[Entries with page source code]

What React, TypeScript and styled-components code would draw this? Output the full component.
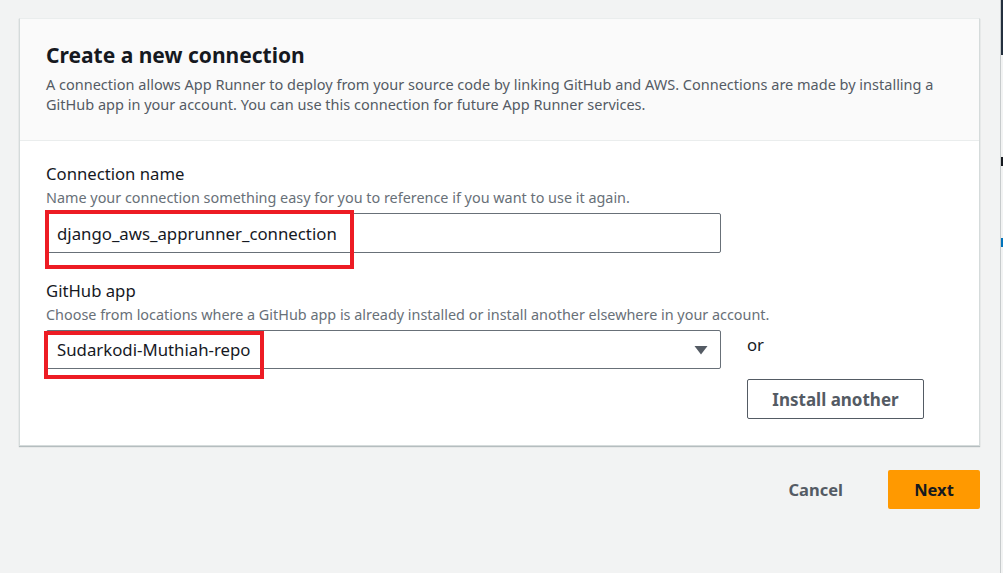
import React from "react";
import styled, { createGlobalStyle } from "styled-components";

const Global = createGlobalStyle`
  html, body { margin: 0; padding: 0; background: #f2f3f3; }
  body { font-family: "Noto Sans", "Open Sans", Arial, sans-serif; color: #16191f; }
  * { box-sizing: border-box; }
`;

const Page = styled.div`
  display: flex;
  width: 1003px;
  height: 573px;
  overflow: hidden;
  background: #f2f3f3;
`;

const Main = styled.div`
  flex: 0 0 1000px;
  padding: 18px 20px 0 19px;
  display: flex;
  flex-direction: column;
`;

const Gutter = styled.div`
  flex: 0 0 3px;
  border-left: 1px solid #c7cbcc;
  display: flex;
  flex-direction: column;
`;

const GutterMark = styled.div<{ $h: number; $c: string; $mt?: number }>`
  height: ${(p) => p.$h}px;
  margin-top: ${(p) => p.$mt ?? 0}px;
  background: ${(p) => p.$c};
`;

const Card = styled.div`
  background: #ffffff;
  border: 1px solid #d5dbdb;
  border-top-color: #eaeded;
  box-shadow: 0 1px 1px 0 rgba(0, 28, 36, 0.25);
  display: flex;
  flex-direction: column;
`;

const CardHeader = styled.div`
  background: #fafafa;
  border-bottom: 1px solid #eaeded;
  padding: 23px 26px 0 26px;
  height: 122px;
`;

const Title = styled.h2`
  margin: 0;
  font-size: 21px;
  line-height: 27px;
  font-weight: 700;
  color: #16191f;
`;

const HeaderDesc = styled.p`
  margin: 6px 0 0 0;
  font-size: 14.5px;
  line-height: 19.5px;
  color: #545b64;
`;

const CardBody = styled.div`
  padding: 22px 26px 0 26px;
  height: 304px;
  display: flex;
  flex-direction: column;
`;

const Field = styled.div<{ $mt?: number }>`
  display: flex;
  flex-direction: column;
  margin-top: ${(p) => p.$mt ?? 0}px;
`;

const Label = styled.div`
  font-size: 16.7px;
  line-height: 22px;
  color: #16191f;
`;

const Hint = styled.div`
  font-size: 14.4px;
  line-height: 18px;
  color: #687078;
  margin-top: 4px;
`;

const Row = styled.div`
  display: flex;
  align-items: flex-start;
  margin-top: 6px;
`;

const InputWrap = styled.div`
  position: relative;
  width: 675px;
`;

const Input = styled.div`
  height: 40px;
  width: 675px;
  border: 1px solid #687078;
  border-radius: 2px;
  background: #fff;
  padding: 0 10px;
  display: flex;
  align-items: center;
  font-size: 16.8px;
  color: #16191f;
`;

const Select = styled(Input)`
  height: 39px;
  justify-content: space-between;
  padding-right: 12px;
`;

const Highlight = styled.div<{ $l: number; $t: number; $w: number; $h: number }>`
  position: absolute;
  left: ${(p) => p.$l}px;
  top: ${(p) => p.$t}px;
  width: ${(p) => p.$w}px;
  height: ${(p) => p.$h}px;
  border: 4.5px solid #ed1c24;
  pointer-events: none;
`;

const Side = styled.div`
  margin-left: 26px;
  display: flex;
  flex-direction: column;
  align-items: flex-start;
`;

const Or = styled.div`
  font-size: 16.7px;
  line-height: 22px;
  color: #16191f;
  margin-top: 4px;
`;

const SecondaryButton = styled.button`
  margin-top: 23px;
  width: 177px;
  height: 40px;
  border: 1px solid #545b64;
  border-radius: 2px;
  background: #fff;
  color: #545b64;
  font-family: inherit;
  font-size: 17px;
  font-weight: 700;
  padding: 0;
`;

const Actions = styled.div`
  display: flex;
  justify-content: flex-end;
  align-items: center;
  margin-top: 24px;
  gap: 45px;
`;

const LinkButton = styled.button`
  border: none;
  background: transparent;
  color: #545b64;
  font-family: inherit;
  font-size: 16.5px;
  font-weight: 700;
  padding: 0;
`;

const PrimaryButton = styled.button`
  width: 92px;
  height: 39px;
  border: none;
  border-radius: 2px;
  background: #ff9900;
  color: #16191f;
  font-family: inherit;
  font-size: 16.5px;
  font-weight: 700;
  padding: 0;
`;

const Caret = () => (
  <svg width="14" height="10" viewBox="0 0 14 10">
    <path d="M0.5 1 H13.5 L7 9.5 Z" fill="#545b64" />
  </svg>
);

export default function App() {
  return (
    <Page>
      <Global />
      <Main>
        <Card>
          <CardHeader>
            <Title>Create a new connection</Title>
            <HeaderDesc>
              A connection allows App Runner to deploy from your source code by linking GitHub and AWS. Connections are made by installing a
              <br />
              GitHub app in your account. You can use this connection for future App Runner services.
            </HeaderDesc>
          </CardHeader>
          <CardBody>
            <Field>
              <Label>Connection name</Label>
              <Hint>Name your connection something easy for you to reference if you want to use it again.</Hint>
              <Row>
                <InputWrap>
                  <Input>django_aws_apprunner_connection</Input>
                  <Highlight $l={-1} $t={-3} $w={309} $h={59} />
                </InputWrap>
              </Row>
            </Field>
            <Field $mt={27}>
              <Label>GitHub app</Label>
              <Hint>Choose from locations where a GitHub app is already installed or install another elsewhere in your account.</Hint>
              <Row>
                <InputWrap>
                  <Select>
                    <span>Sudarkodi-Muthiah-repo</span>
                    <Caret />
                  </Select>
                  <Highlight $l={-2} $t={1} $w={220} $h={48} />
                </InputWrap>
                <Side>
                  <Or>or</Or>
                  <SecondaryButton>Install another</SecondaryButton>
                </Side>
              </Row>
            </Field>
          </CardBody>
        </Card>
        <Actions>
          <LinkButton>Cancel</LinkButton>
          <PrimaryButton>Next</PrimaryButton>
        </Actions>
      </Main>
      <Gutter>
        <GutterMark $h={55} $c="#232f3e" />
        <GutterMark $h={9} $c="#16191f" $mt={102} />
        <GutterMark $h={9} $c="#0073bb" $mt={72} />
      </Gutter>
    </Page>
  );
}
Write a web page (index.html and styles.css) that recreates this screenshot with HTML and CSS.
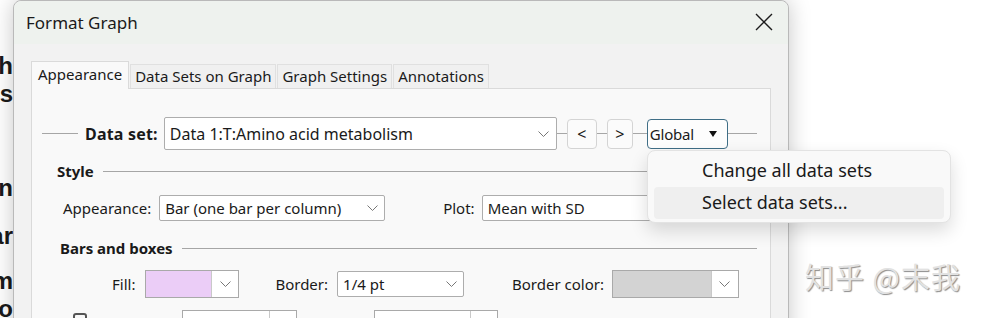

§ **CHALLENGE**: Return every line above in which the string "html" occurs.

§ **SOLUTION TO THE EXERCISE**:
  html, body { margin: 0; padding: 0; background: #f2f3f3; }
Write a web page (index.html and styles.css) that recreates this screenshot with HTML and CSS.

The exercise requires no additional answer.